Electric vehicles (EVs) are rapidly becoming a cornerstone of the UK's transportation landscape, promising a greener, more sustainable future. However, the move to EV technology brings a mix of benefits and challenges.

Understanding the pros and cons of electric vehicles is crucial for businesses navigating the transition to electric mobility.

What is an electric vehicle?

Unlike petrol and diesel vehicles which run on an internal combustion engine (ICE), EVs use an electric motor which is powered by electric batteries. There are several types of EVs available, including fully electric vehicles (BEVs), plug-in hybrid vehicles (PHEVs) and self-charging hybrid vehicles.

Hybrid vehicles are often viewed as a stepping stone to BEVs as they can reduce carbon emissions without relying wholly on the electric motor. However, it’s important to note that hybrids are not exempt from the 2035 ban on new petrol and diesel vehicles, so will only be a short-term solution for businesses.

Benefits of electric vehicles

Electric vehicles have been growing in popularity every year, and there are now over 780,000 fully electric cars on UK roads. To meet the growing demand, significant investment has been put into the expansion of the EV infrastructure. This helps to make EVs a much more practical choice for businesses, so it’s the perfect time to consider electrifying your fleet.

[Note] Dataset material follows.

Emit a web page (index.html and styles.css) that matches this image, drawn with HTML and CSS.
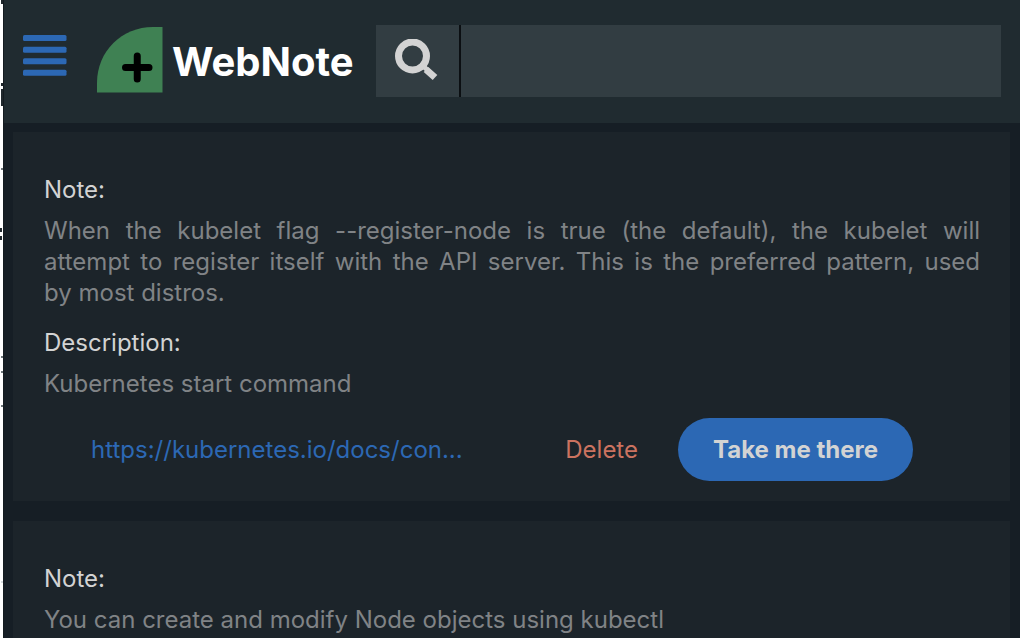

Read our guide for more reasons for businesses to go electric.

Environmental benefits

EVs offer several environmental benefits in comparison to traditional ICE vehicles. These include:

  • Reduced greenhouse gas emissions
  • Improved air quality - EVs produce zero tailpipe emissions which improves air quality in urban areas. 
  • Decreased noise pollution – EVs are generally much quieter than ICE vehicles
  • Higher energy efficiency – the use of regenerative braking systems allows EVs to capture and reuse energy that would have been lost, improving overall energy efficiency.
  • Reduced dependence on fossil fuels

Cost savings

Although electric vehicles typically have higher upfront costs, they do offer cost savings for businesses.

Tax benefits

Businesses can save money from the lower BIK rate for electric vehicles which is currently at 2%. In comparison, the BIK rate for diesel vehicles can be as high as 37%. Due to their low emissions, EV drivers do not have to pay vehicle tax either, however it’s important to note that this exemption is changing from 1 April 2025.

Service and maintenance

EVs have fewer moving parts, so require less maintenance than petrol and diesel vehicles. This can save businesses a significant amount of money on servicing and maintenance costs. Learn more about this with our guide to EV maintenance.

Clean air zones

Urban areas are introducing clean air zones to help tackle climate change. For drivers that frequently visit these large cities, the cost of fines can add up. By having an EV, you can access clean air zones freely and you’re also exempt from the London Congestion Charge

Technological advancements

Significant progress has been made with EV technology over the last few years. Customer surveys have highlighted that drivers have concerns about the driving range of electric vehicles and the limited infrastructure. However, the number of public charge points has increased by 43% since May 2023, making it much more practical to switch to electric. The average driving range has also increased with EVs now offering almost 300 miles on a single charge.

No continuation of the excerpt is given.